É a história de um homem meio autista, que vive nos esconsos pestilentos desse forno crematório, e com uma avó acamada. É um ser socialmente excluído, mas quer contacto humano, apaixona-se por uma mulher. E aproxima-se, subtilmente, poeticamente. Como um voyeurismo míope, ele tem o olhar ausente e o corpo presente. Primeiro espreita-a ao longe, depois espia-a pela janela, depois entra-lhe em casa para a observar mais de perto, de muito perto, enquanto ela dorme. Nunca lhe toca, mas sente-lhe o respirar adormecido, despeja-lhe os pratos da véspera, arranja-lhe o relógio, cose-lhe um botão, enfia-lhe um anel no dedo comprado com a indemnização do despedimento, pinta-lhe as unhas dos pés. É o mais leve e ingénuo toque em Anna nestas quatro noites: o deslizar do pincel nas unhas dos pés.

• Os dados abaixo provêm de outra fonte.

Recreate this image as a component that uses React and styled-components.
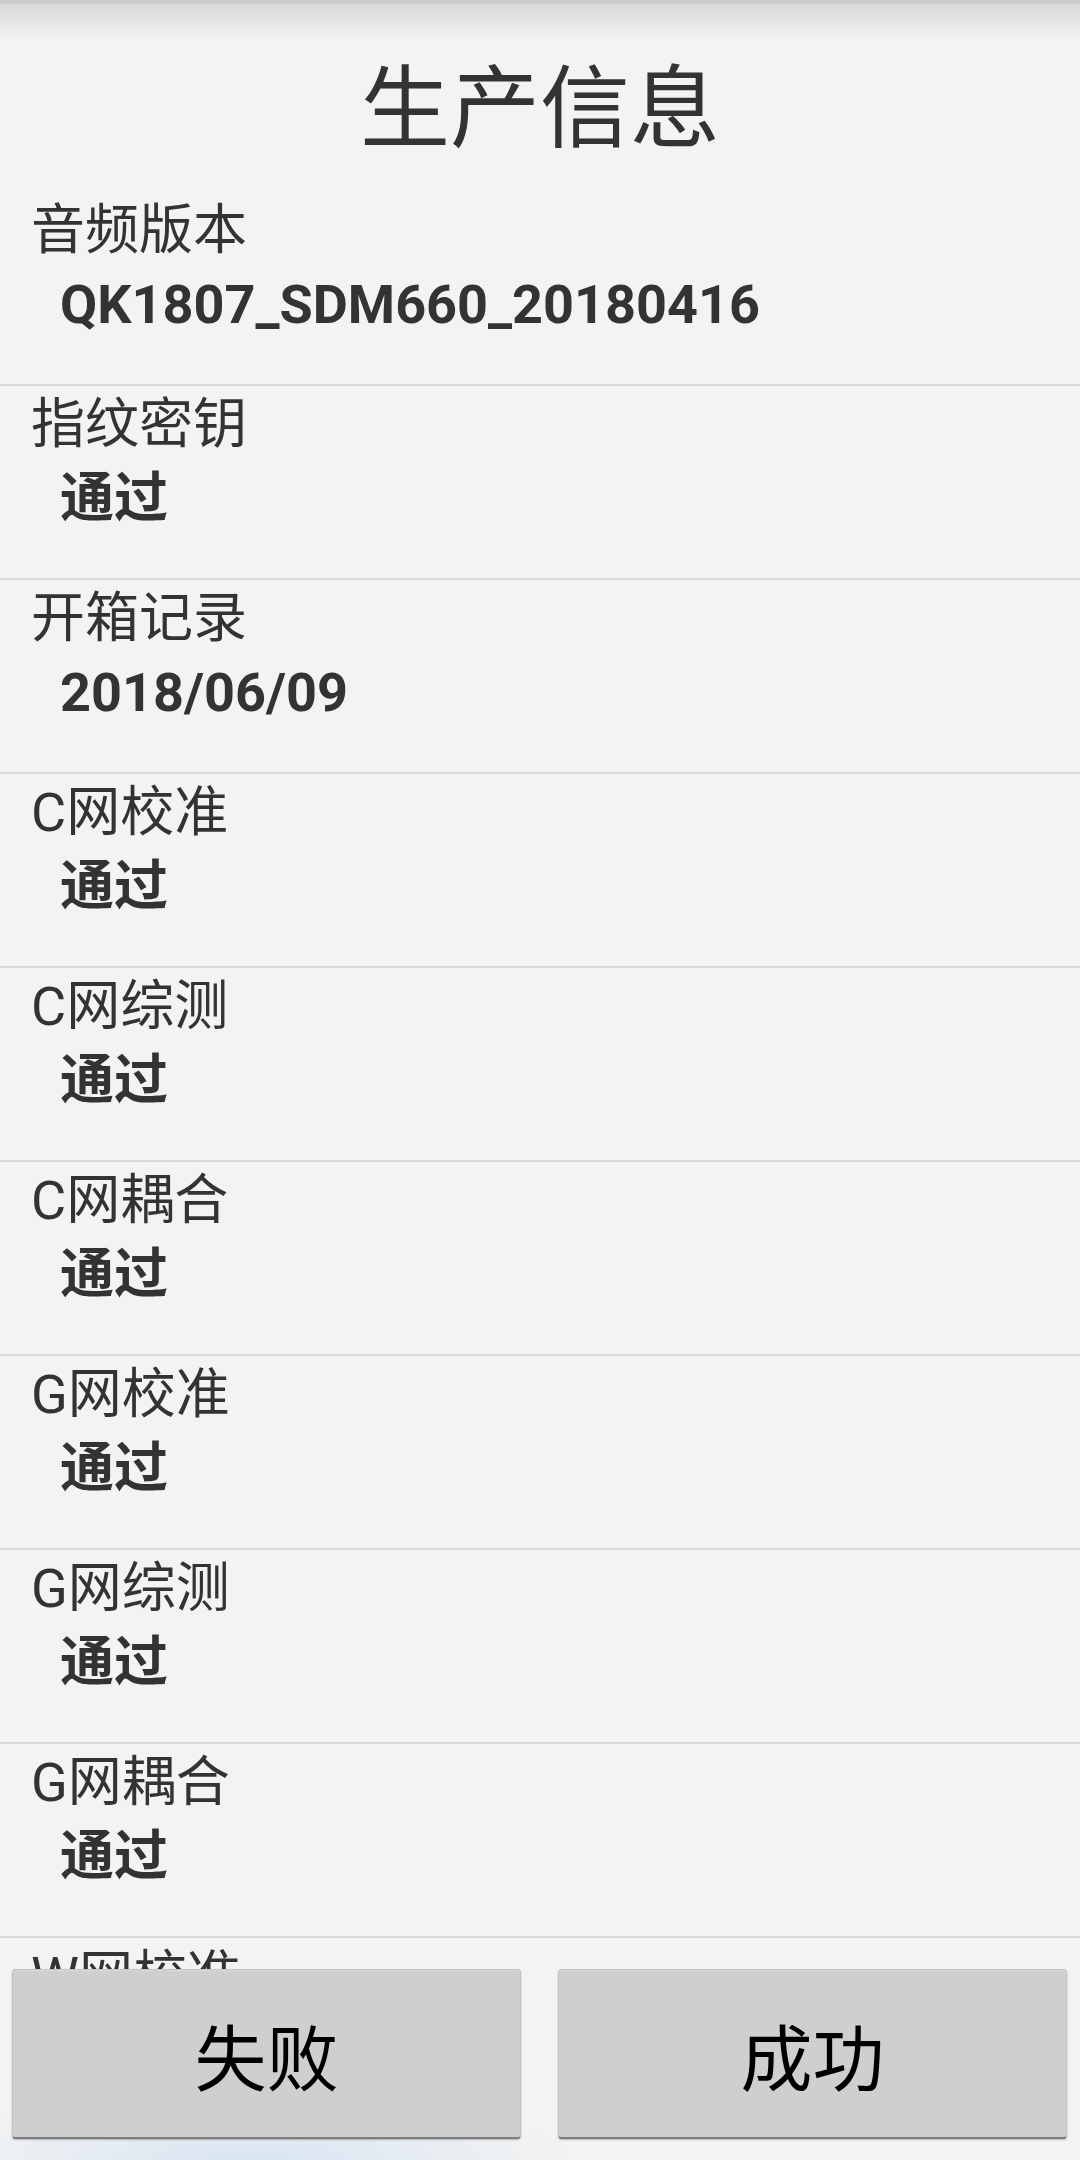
import React from 'react'
import styled, { createGlobalStyle } from 'styled-components'

const GlobalStyle = createGlobalStyle`
  html, body {
    margin: 0;
    padding: 0;
  }
  body {
    font-family: Roboto, "Noto Sans CJK SC", sans-serif;
    background: #f3f3f3;
  }
`

const Page = styled.div`
  width: 1080px;
  height: 2160px;
  display: flex;
  flex-direction: column;
  overflow: hidden;
  background:
    radial-gradient(ellipse 320px 70px at 250px 2160px, rgba(214, 228, 242, 0.95), rgba(243, 243, 243, 0)),
    linear-gradient(to bottom, #c9c9c9 0, #c9c9c9 3px, #d8d8d8 4px, #f3f3f3 40px, #f3f3f3 100%);
  color: #333333;
`

const Header = styled.div`
  height: 192px;
  flex-shrink: 0;
  box-sizing: border-box;
  padding-top: 27px;
  display: flex;
  justify-content: center;
  align-items: center;
`

const Title = styled.h1`
  margin: 0;
  font-size: 90px;
  line-height: 100px;
  font-weight: 400;
  color: #333333;
`

const List = styled.div`
  flex: 1;
  overflow: hidden;
`

const Row = styled.div`
  height: 192px;
  box-sizing: content-box;
  border-bottom: 2px solid #d9d9d9;
  padding: 0 0 0 31px;
  display: flex;
  flex-direction: column;
`

const Label = styled.div`
  margin-top: 7px;
  font-size: 54px;
  line-height: 64px;
  color: #333333;
`

const Value = styled.div`
  margin-top: 10px;
  padding-left: 29px;
  font-size: 54px;
  line-height: 64px;
  font-weight: 700;
  color: #333333;
`

const ButtonBar = styled.div`
  flex-shrink: 0;
  display: flex;
  gap: 37px;
  padding: 0 13px 21px 12px;
`

const Button = styled.button`
  flex: 1;
  height: 170px;
  background: #cfcfcf;
  border: 1px solid #c2c2c2;
  border-bottom: 2px solid #7c7c7c;
  border-radius: 4px;
  box-shadow: 0 1px 2px rgba(0, 0, 0, 0.25), inset 0 1px 0 #dadada;
  font-family: Roboto, "Noto Sans CJK SC", sans-serif;
  font-size: 72px;
  color: #000000;
  padding: 0;
`

const items = [
  ['音频版本', 'QK1807_SDM660_20180416'],
  ['指纹密钥', '通过'],
  ['开箱记录', '2018/06/09'],
  ['C网校准', '通过'],
  ['C网综测', '通过'],
  ['C网耦合', '通过'],
  ['G网校准', '通过'],
  ['G网综测', '通过'],
  ['G网耦合', '通过'],
  ['W网校准', '通过'],
  ['W网综测', '通过'],
]

const App = () => (
  <Page>
    <GlobalStyle />
    <Header>
      <Title>生产信息</Title>
    </Header>
    <List>
      {items.map(([label, value]) => (
        <Row key={label}>
          <Label>{label}</Label>
          <Value>{value}</Value>
        </Row>
      ))}
    </List>
    <ButtonBar>
      <Button>失败</Button>
      <Button>成功</Button>
    </ButtonBar>
  </Page>
)

export default App
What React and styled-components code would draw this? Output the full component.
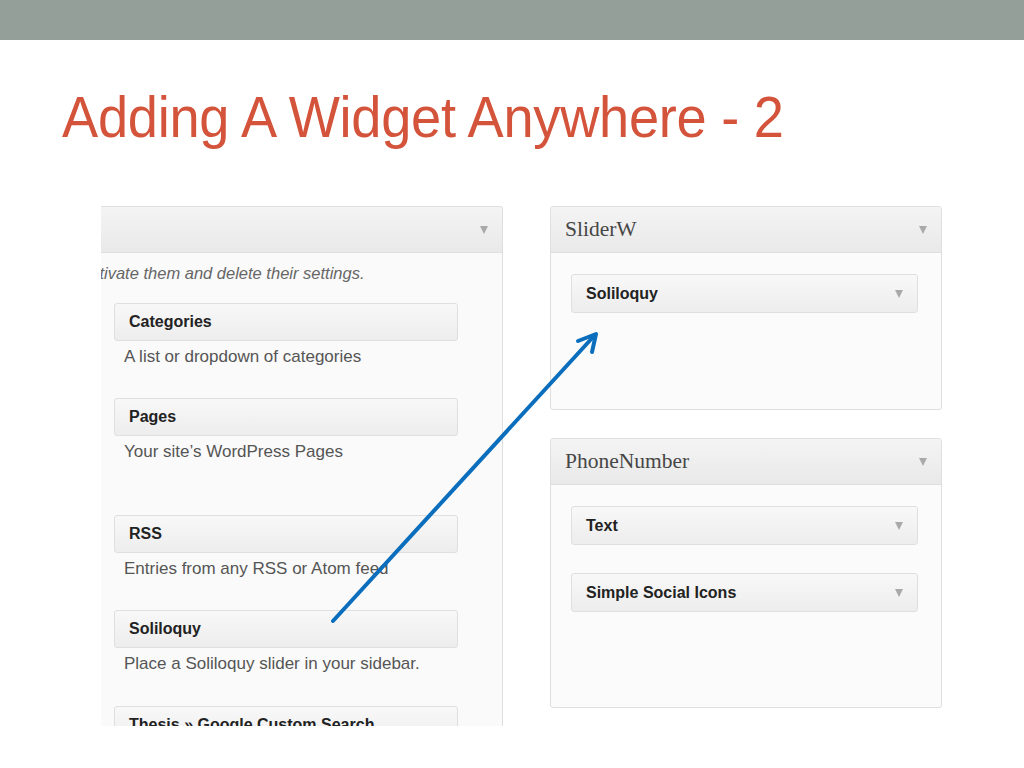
import React from "react";
import styled, { createGlobalStyle } from "styled-components";

const Global = createGlobalStyle`
  html, body { margin: 0; padding: 0; background: #ffffff; }
  body { font-family: "Liberation Sans", Arial, sans-serif; }
`;

const Page = styled.div`
  position: relative;
  width: 1024px;
  height: 768px;
  overflow: hidden;
  background: #ffffff;
`;

const TopBar = styled.div`
  height: 40px;
  background: #949f99;
`;

const Title = styled.h1`
  margin: 48px 0 0 62px;
  font-family: "Liberation Sans", Arial, sans-serif;
  font-weight: normal;
  font-size: 58px;
  line-height: 58px;
  letter-spacing: -0.3px;
  color: #d4533b;
  white-space: nowrap;
  transform: scaleX(0.935);
  transform-origin: left center;
`;

const Content = styled.div`
  display: flex;
  align-items: flex-start;
  margin-top: 60px;
  padding-left: 101px;
  gap: 47px;
`;

const LeftPanel = styled.div`
  width: 401px;
  height: 519px;
  overflow: hidden;
  border-top: 1px solid #dfdfdf;
  border-right: 1px solid #dfdfdf;
  border-top-right-radius: 3px;
  background: #fafafa;
`;

const PanelHeader = styled.div`
  height: 45px;
  display: flex;
  align-items: center;
  justify-content: space-between;
  padding: 0 14px;
  background: linear-gradient(#f4f4f4, #e9e9e9);
  border-bottom: 1px solid #dfdfdf;
`;

const HeaderTitle = styled.span`
  font-family: "Liberation Serif", "Times New Roman", serif;
  font-size: 21.5px;
  color: #464646;
`;

const Caret = styled.span`
  width: 0;
  height: 0;
  border-left: 4px solid transparent;
  border-right: 4px solid transparent;
  border-top: 8px solid #a9a9a9;
  margin-right: ${p => p.$mr || 0}px;
`;

const LeftBody = styled.div`
  padding: 10px 44px 0 13px;
`;

const Note = styled.div`
  font-style: italic;
  font-size: 16.5px;
  color: #666;
  white-space: nowrap;
  line-height: 20px;
  margin-left: -13px;
  overflow: hidden;
`;

const NoteInner = styled.span`
  display: inline-block;
  margin-left: -19px;
`;

const WidgetList = styled.div`
  display: flex;
  flex-direction: column;
  margin-top: 20px;
`;

const WidgetEntry = styled.div`
  margin-bottom: ${p => p.$gap}px;
`;

const WidgetBar = styled.div`
  height: ${p => p.$h}px;
  display: flex;
  align-items: center;
  justify-content: space-between;
  padding: 0 13px 0 14px;
  border: 1px solid #dfdfdf;
  border-radius: 3px;
  background: linear-gradient(#f8f8f8, #ededed);
`;

const WidgetName = styled.span`
  font-weight: bold;
  font-size: 16px;
  color: #222;
`;

const WidgetDesc = styled.div`
  font-size: 17px;
  color: #555;
  margin: 6px 0 0 10px;
  line-height: 20px;
`;

const RightColumn = styled.div`
  display: flex;
  flex-direction: column;
  gap: 28px;
  width: 392px;
`;

const Sidebar = styled.div`
  height: ${p => p.$h}px;
  box-sizing: border-box;
  border: 1px solid #dfdfdf;
  border-radius: 3px;
  background: #fbfbfb;
  overflow: hidden;
`;

const SidebarBody = styled.div`
  display: flex;
  flex-direction: column;
  gap: 28px;
  padding: 21px 23px 0 20px;
`;

const Overlay = styled.svg`
  position: absolute;
  left: 0;
  top: 0;
  pointer-events: none;
`;

const leftWidgets = [
  { name: "Categories", desc: "A list or dropdown of categories", gap: 31 },
  { name: "Pages", desc: "Your site’s WordPress Pages", gap: 53 },
  { name: "RSS", desc: "Entries from any RSS or Atom feed", gap: 31 },
  { name: "Soliloquy", desc: "Place a Soliloquy slider in your sidebar.", gap: 32 },
  { name: "Thesis » Google Custom Search", desc: "", gap: 0 },
];

function SidebarWidget({ name }) {
  return (
    <WidgetBar $h={37}>
      <WidgetName>{name}</WidgetName>
      <Caret $mr={1} />
    </WidgetBar>
  );
}

export default function App() {
  return (
    <Page>
      <Global />
      <TopBar />
      <Title>Adding A Widget Anywhere - 2</Title>
      <Content>
        <LeftPanel>
          <PanelHeader>
            <span />
            <Caret $mr={0} />
          </PanelHeader>
          <LeftBody>
            <Note>
              <NoteInner>activate them and delete their settings.</NoteInner>
            </Note>
            <WidgetList>
              {leftWidgets.map(w => (
                <WidgetEntry key={w.name} $gap={w.gap}>
                  <WidgetBar $h={36}>
                    <WidgetName>{w.name}</WidgetName>
                  </WidgetBar>
                  {w.desc && <WidgetDesc>{w.desc}</WidgetDesc>}
                </WidgetEntry>
              ))}
            </WidgetList>
          </LeftBody>
        </LeftPanel>
        <RightColumn>
          <Sidebar $h={204}>
            <PanelHeader>
              <HeaderTitle>SliderW</HeaderTitle>
              <Caret $mr={0} />
            </PanelHeader>
            <SidebarBody>
              <SidebarWidget name="Soliloquy" />
            </SidebarBody>
          </Sidebar>
          <Sidebar $h={270}>
            <PanelHeader>
              <HeaderTitle>PhoneNumber</HeaderTitle>
              <Caret $mr={0} />
            </PanelHeader>
            <SidebarBody>
              <SidebarWidget name="Text" />
              <SidebarWidget name="Simple Social Icons" />
            </SidebarBody>
          </Sidebar>
        </RightColumn>
      </Content>
      <Overlay width="1024" height="768" viewBox="0 0 1024 768">
        <g stroke="#0a6ebd" strokeWidth="4" strokeLinecap="round" fill="none">
          <line x1="333" y1="621" x2="594" y2="336" />
          <polyline points="578,341 596,334 592,352" strokeLinejoin="round" />
        </g>
      </Overlay>
    </Page>
  );
}
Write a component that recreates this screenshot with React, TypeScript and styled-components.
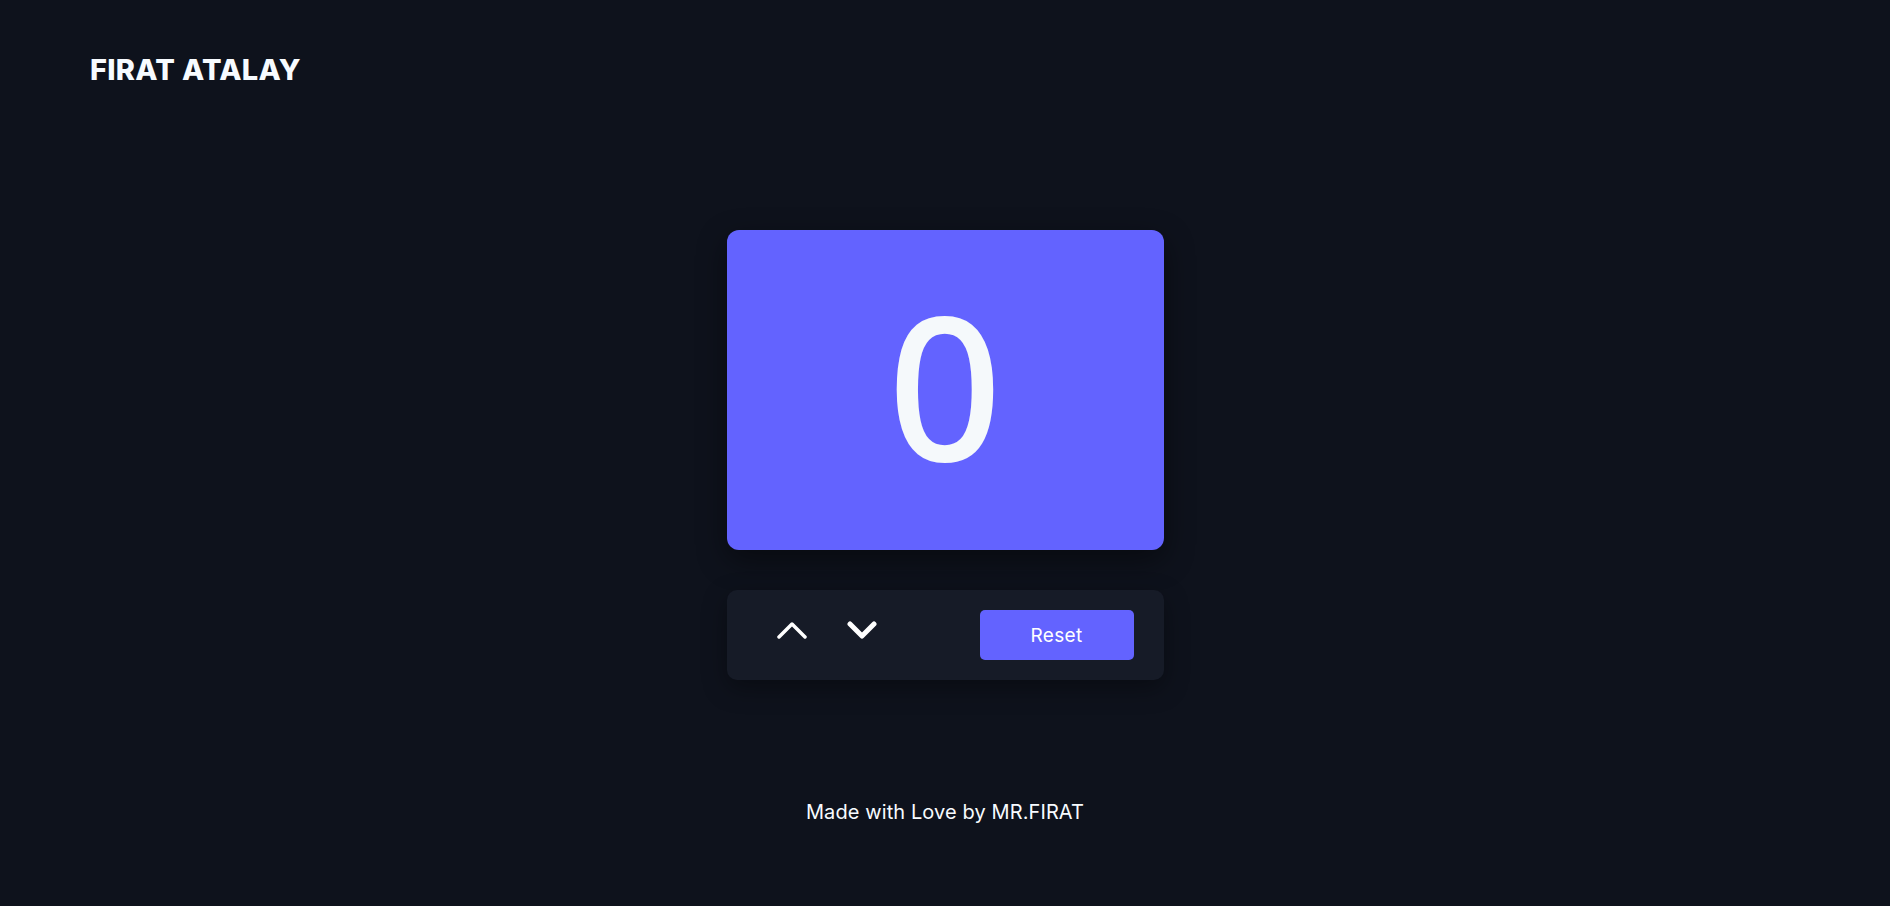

De uma beleza improvável e de uma poesia naturalista, quase a roçar a crueldade do sarcasmo... De uma bizarria comovente...Diz-se que todos os filmes tem a sua key-image. Aquela para a qual todo a narrativa parece confluir. A deste é aquela cena de uma vaca morta, a boiar, arrastada pela corrente de um rio.